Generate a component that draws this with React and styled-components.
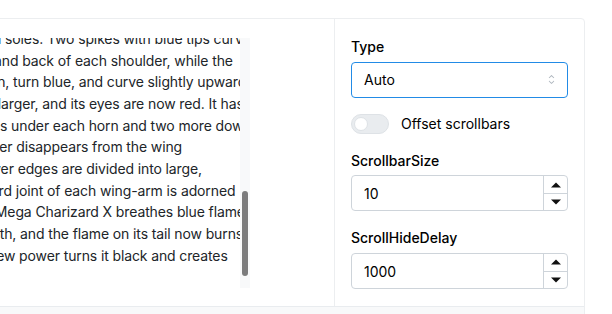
import { useLayoutEffect, useRef } from "react";
import styled, { createGlobalStyle } from "styled-components";

const lines = [
  "As Mega Charizard X, its body and legs are more physically fit,",
  "though its arms remain thin. Its skin turns black with a",
  "sky-blue underside and soles. Two spikes with blue tips curve",
  "upward from the front and back of each shoulder, while the",
  "tips of its horns sharpen, turn blue, and curve slightly upward.",
  "Its brow and claws are larger, and its eyes are now red. It has",
  "two small, fin-like spikes under each horn and two more down",
  "its lower neck. The finger disappears from the wing",
  "membrane, and the lower edges are divided into large,",
  "rounded points. The third joint of each wing-arm is adorned",
  "with a claw-like spike. Mega Charizard X breathes blue flames",
  "out the sides of its mouth, and the flame on its tail now burns",
  "blue. It is said that its new power turns it black and creates",
  "more intense flames.",
];

const ChevronSelector = () => (
  <svg width="15" height="15" viewBox="0 0 15 15" fill="none">
    <path
      d="M4.93179 5.43179C4.75605 5.60753 4.75605 5.89245 4.93179 6.06819C5.10753 6.24392 5.39245 6.24392 5.56819 6.06819L7.49999 4.13638L9.43179 6.06819C9.60753 6.24392 9.89245 6.24392 10.0682 6.06819C10.2439 5.89245 10.2439 5.60753 10.0682 5.43179L7.81819 3.18179C7.73379 3.0974 7.61933 3.04999 7.49999 3.04999C7.38064 3.04999 7.26618 3.0974 7.18179 3.18179L4.93179 5.43179ZM10.0682 9.56819C10.2439 9.39245 10.2439 9.10753 10.0682 8.93179C9.89245 8.75606 9.60753 8.75606 9.43179 8.93179L7.49999 10.8636L5.56819 8.93179C5.39245 8.75606 5.10753 8.75606 4.93179 8.93179C4.75605 9.10753 4.75605 9.39245 4.93179 9.56819L7.18179 11.8182C7.26618 11.9026 7.38064 11.95 7.49999 11.95C7.61933 11.95 7.73379 11.9026 7.81819 11.8182L10.0682 9.56819Z"
      fill="#adb5bd"
    />
  </svg>
);

const Triangle = ({ down }) => (
  <svg width="10" height="6" viewBox="0 0 10 6">
    <path d={down ? "M0 0.5H10L5 5.5Z" : "M0 5.5H10L5 0.5Z"} fill="#111" />
  </svg>
);

const NumberField = ({ label, value }) => (
  <Field>
    <Label>{label}</Label>
    <NumberBox>
      <NumberValue>{value}</NumberValue>
      <Controls>
        <Control>
          <Triangle />
        </Control>
        <Control>
          <Triangle down />
        </Control>
      </Controls>
    </NumberBox>
  </Field>
);

const App = () => {
  const viewportRef = useRef(null);

  // the demo text is scrolled part way down
  useLayoutEffect(() => {
    if (viewportRef.current) viewportRef.current.scrollTop = 53;
  }, []);

  return (
    <>
      <GlobalStyle />
      <Page>
        <Card>
          <Demo>
            <Preview>
              <ScrollArea>
                <Viewport ref={viewportRef}>
                  {lines.map((line) => (
                    <Line key={line}>{line}</Line>
                  ))}
                </Viewport>
                <Scrollbar>
                  <Thumb />
                </Scrollbar>
              </ScrollArea>
            </Preview>
            <ControlsPanel>
              <Field>
                <Label>Type</Label>
                <SelectBox>
                  <span>Auto</span>
                  <ChevronSelector />
                </SelectBox>
              </Field>
              <SwitchRow>
                <SwitchTrack>
                  <SwitchThumb />
                </SwitchTrack>
                <SwitchLabel>Offset scrollbars</SwitchLabel>
              </SwitchRow>
              <NumberField label="ScrollbarSize" value="10" />
              <NumberField label="ScrollHideDelay" value="1000" />
            </ControlsPanel>
          </Demo>
          <CodeBar />
        </Card>
      </Page>
    </>
  );
};

const GlobalStyle = createGlobalStyle`
  html, body {
    margin: 0;
    padding: 0;
    background: #fff;
    overflow: hidden;
  }
  body {
    font-family: Inter, "Noto Sans", sans-serif;
    color: #212529;
  }
  * {
    box-sizing: border-box;
  }
`;

const Page = styled.div`
  width: 612px;
  padding-top: 18px;
`;

const Card = styled.div`
  margin-left: -237px;
  width: 822px;
  border: 1px solid #eceef0;
  border-radius: 4px;
  overflow: hidden;
`;

const Demo = styled.div`
  display: grid;
  grid-template-columns: 1fr 250px;
  border-bottom: 1px solid #e9ecef;
`;

const Preview = styled.div`
  display: flex;
  align-items: center;
  justify-content: center;
`;

const ScrollArea = styled.div`
  position: relative;
  width: 402px;
  height: 250px;
`;

const Viewport = styled.div`
  height: 100%;
  overflow: hidden;
  font-size: 14px;
  line-height: 1.55;
  letter-spacing: -0.12px;
`;

const Line = styled.span`
  display: block;
  white-space: nowrap;
`;

const Scrollbar = styled.div`
  position: absolute;
  top: 0;
  right: 0;
  bottom: 0;
  width: 10px;
  background: #f8f9fa;
`;

const Thumb = styled.div`
  position: absolute;
  left: 2px;
  right: 2px;
  top: 153px;
  height: 85px;
  border-radius: 10px;
  background: rgba(0, 0, 0, 0.5);
`;

const ControlsPanel = styled.div`
  display: flex;
  flex-direction: column;
  gap: 16px;
  padding: 17px 16px 17px;
  border-left: 1px solid #eceef0;
`;

const Field = styled.div`
  display: flex;
  flex-direction: column;
  gap: 4px;
`;

const Label = styled.label`
  font-size: 14px;
  font-weight: 500;
  line-height: 1.55;
  color: #000;
`;

const SelectBox = styled.div`
  height: 36px;
  display: flex;
  align-items: center;
  justify-content: space-between;
  padding: 0 8px 0 12px;
  border: 1px solid #228be6;
  border-radius: 4px;
  font-size: 14px;
  color: #000;
`;

const SwitchRow = styled.div`
  display: flex;
  align-items: center;
  gap: 12px;
  height: 20px;
`;

const SwitchTrack = styled.div`
  width: 38px;
  height: 20px;
  border-radius: 20px;
  background: #e9ecef;
  border: 1px solid #dee2e6;
  display: flex;
  align-items: center;
  padding-left: 2px;
`;

const SwitchThumb = styled.div`
  width: 14px;
  height: 14px;
  border-radius: 50%;
  background: #fff;
  border: 1px solid #dee2e6;
`;

const SwitchLabel = styled.span`
  font-size: 14px;
  color: #000;
`;

const NumberBox = styled.div`
  height: 36px;
  display: flex;
  border: 1px solid #ced4da;
  border-radius: 4px;
  overflow: hidden;
`;

const NumberValue = styled.div`
  flex: 1;
  display: flex;
  align-items: center;
  padding-left: 12px;
  font-size: 14px;
  color: #000;
`;

const Controls = styled.div`
  width: 24px;
  display: flex;
  flex-direction: column;
  border-left: 1px solid #ced4da;
`;

const Control = styled.div`
  flex: 1;
  display: flex;
  align-items: center;
  justify-content: center;

  & + & {
    border-top: 1px solid #ced4da;
  }
`;

const CodeBar = styled.div`
  height: 40px;
  background: #f8f9fa;
`;

export default App;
^^^^^^^^
**SHORT PROBLEM**
Write out every line above exactly as it is, leaving out the pictures.

**OUTPUT FOR THIS TASK**
Generate a component that draws this with React and styled-components.
import { useLayoutEffect, useRef } from "react";
import styled, { createGlobalStyle } from "styled-components";

const lines = [
  "As Mega Charizard X, its body and legs are more physically fit,",
  "though its arms remain thin. Its skin turns black with a",
  "sky-blue underside and soles. Two spikes with blue tips curve",
  "upward from the front and back of each shoulder, while the",
  "tips of its horns sharpen, turn blue, and curve slightly upward.",
  "Its brow and claws are larger, and its eyes are now red. It has",
  "two small, fin-like spikes under each horn and two more down",
  "its lower neck. The finger disappears from the wing",
  "membrane, and the lower edges are divided into large,",
  "rounded points. The third joint of each wing-arm is adorned",
  "with a claw-like spike. Mega Charizard X breathes blue flames",
  "out the sides of its mouth, and the flame on its tail now burns",
  "blue. It is said that its new power turns it black and creates",
  "more intense flames.",
];

const ChevronSelector = () => (
  <svg width="15" height="15" viewBox="0 0 15 15" fill="none">
    <path
      d="M4.93179 5.43179C4.75605 5.60753 4.75605 5.89245 4.93179 6.06819C5.10753 6.24392 5.39245 6.24392 5.56819 6.06819L7.49999 4.13638L9.43179 6.06819C9.60753 6.24392 9.89245 6.24392 10.0682 6.06819C10.2439 5.89245 10.2439 5.60753 10.0682 5.43179L7.81819 3.18179C7.73379 3.0974 7.61933 3.04999 7.49999 3.04999C7.38064 3.04999 7.26618 3.0974 7.18179 3.18179L4.93179 5.43179ZM10.0682 9.56819C10.2439 9.39245 10.2439 9.10753 10.0682 8.93179C9.89245 8.75606 9.60753 8.75606 9.43179 8.93179L7.49999 10.8636L5.56819 8.93179C5.39245 8.75606 5.10753 8.75606 4.93179 8.93179C4.75605 9.10753 4.75605 9.39245 4.93179 9.56819L7.18179 11.8182C7.26618 11.9026 7.38064 11.95 7.49999 11.95C7.61933 11.95 7.73379 11.9026 7.81819 11.8182L10.0682 9.56819Z"
      fill="#adb5bd"
    />
  </svg>
);

const Triangle = ({ down }) => (
  <svg width="10" height="6" viewBox="0 0 10 6">
    <path d={down ? "M0 0.5H10L5 5.5Z" : "M0 5.5H10L5 0.5Z"} fill="#111" />
  </svg>
);

const NumberField = ({ label, value }) => (
  <Field>
    <Label>{label}</Label>
    <NumberBox>
      <NumberValue>{value}</NumberValue>
      <Controls>
        <Control>
          <Triangle />
        </Control>
        <Control>
          <Triangle down />
        </Control>
      </Controls>
    </NumberBox>
  </Field>
);

const App = () => {
  const viewportRef = useRef(null);

  // the demo text is scrolled part way down
  useLayoutEffect(() => {
    if (viewportRef.current) viewportRef.current.scrollTop = 53;
  }, []);

  return (
    <>
      <GlobalStyle />
      <Page>
        <Card>
          <Demo>
            <Preview>
              <ScrollArea>
                <Viewport ref={viewportRef}>
                  {lines.map((line) => (
                    <Line key={line}>{line}</Line>
                  ))}
                </Viewport>
                <Scrollbar>
                  <Thumb />
                </Scrollbar>
              </ScrollArea>
            </Preview>
            <ControlsPanel>
              <Field>
                <Label>Type</Label>
                <SelectBox>
                  <span>Auto</span>
                  <ChevronSelector />
                </SelectBox>
              </Field>
              <SwitchRow>
                <SwitchTrack>
                  <SwitchThumb />
                </SwitchTrack>
                <SwitchLabel>Offset scrollbars</SwitchLabel>
              </SwitchRow>
              <NumberField label="ScrollbarSize" value="10" />
              <NumberField label="ScrollHideDelay" value="1000" />
            </ControlsPanel>
          </Demo>
          <CodeBar />
        </Card>
      </Page>
    </>
  );
};

const GlobalStyle = createGlobalStyle`
  html, body {
    margin: 0;
    padding: 0;
    background: #fff;
    overflow: hidden;
  }
  body {
    font-family: Inter, "Noto Sans", sans-serif;
    color: #212529;
  }
  * {
    box-sizing: border-box;
  }
`;

const Page = styled.div`
  width: 612px;
  padding-top: 18px;
`;

const Card = styled.div`
  margin-left: -237px;
  width: 822px;
  border: 1px solid #eceef0;
  border-radius: 4px;
  overflow: hidden;
`;

const Demo = styled.div`
  display: grid;
  grid-template-columns: 1fr 250px;
  border-bottom: 1px solid #e9ecef;
`;

const Preview = styled.div`
  display: flex;
  align-items: center;
  justify-content: center;
`;

const ScrollArea = styled.div`
  position: relative;
  width: 402px;
  height: 250px;
`;

const Viewport = styled.div`
  height: 100%;
  overflow: hidden;
  font-size: 14px;
  line-height: 1.55;
  letter-spacing: -0.12px;
`;

const Line = styled.span`
  display: block;
  white-space: nowrap;
`;

const Scrollbar = styled.div`
  position: absolute;
  top: 0;
  right: 0;
  bottom: 0;
  width: 10px;
  background: #f8f9fa;
`;

const Thumb = styled.div`
  position: absolute;
  left: 2px;
  right: 2px;
  top: 153px;
  height: 85px;
  border-radius: 10px;
  background: rgba(0, 0, 0, 0.5);
`;

const ControlsPanel = styled.div`
  display: flex;
  flex-direction: column;
  gap: 16px;
  padding: 17px 16px 17px;
  border-left: 1px solid #eceef0;
`;

const Field = styled.div`
  display: flex;
  flex-direction: column;
  gap: 4px;
`;

const Label = styled.label`
  font-size: 14px;
  font-weight: 500;
  line-height: 1.55;
  color: #000;
`;

const SelectBox = styled.div`
  height: 36px;
  display: flex;
  align-items: center;
  justify-content: space-between;
  padding: 0 8px 0 12px;
  border: 1px solid #228be6;
  border-radius: 4px;
  font-size: 14px;
  color: #000;
`;

const SwitchRow = styled.div`
  display: flex;
  align-items: center;
  gap: 12px;
  height: 20px;
`;

const SwitchTrack = styled.div`
  width: 38px;
  height: 20px;
  border-radius: 20px;
  background: #e9ecef;
  border: 1px solid #dee2e6;
  display: flex;
  align-items: center;
  padding-left: 2px;
`;

const SwitchThumb = styled.div`
  width: 14px;
  height: 14px;
  border-radius: 50%;
  background: #fff;
  border: 1px solid #dee2e6;
`;

const SwitchLabel = styled.span`
  font-size: 14px;
  color: #000;
`;

const NumberBox = styled.div`
  height: 36px;
  display: flex;
  border: 1px solid #ced4da;
  border-radius: 4px;
  overflow: hidden;
`;

const NumberValue = styled.div`
  flex: 1;
  display: flex;
  align-items: center;
  padding-left: 12px;
  font-size: 14px;
  color: #000;
`;

const Controls = styled.div`
  width: 24px;
  display: flex;
  flex-direction: column;
  border-left: 1px solid #ced4da;
`;

const Control = styled.div`
  flex: 1;
  display: flex;
  align-items: center;
  justify-content: center;

  & + & {
    border-top: 1px solid #ced4da;
  }
`;

const CodeBar = styled.div`
  height: 40px;
  background: #f8f9fa;
`;

export default App;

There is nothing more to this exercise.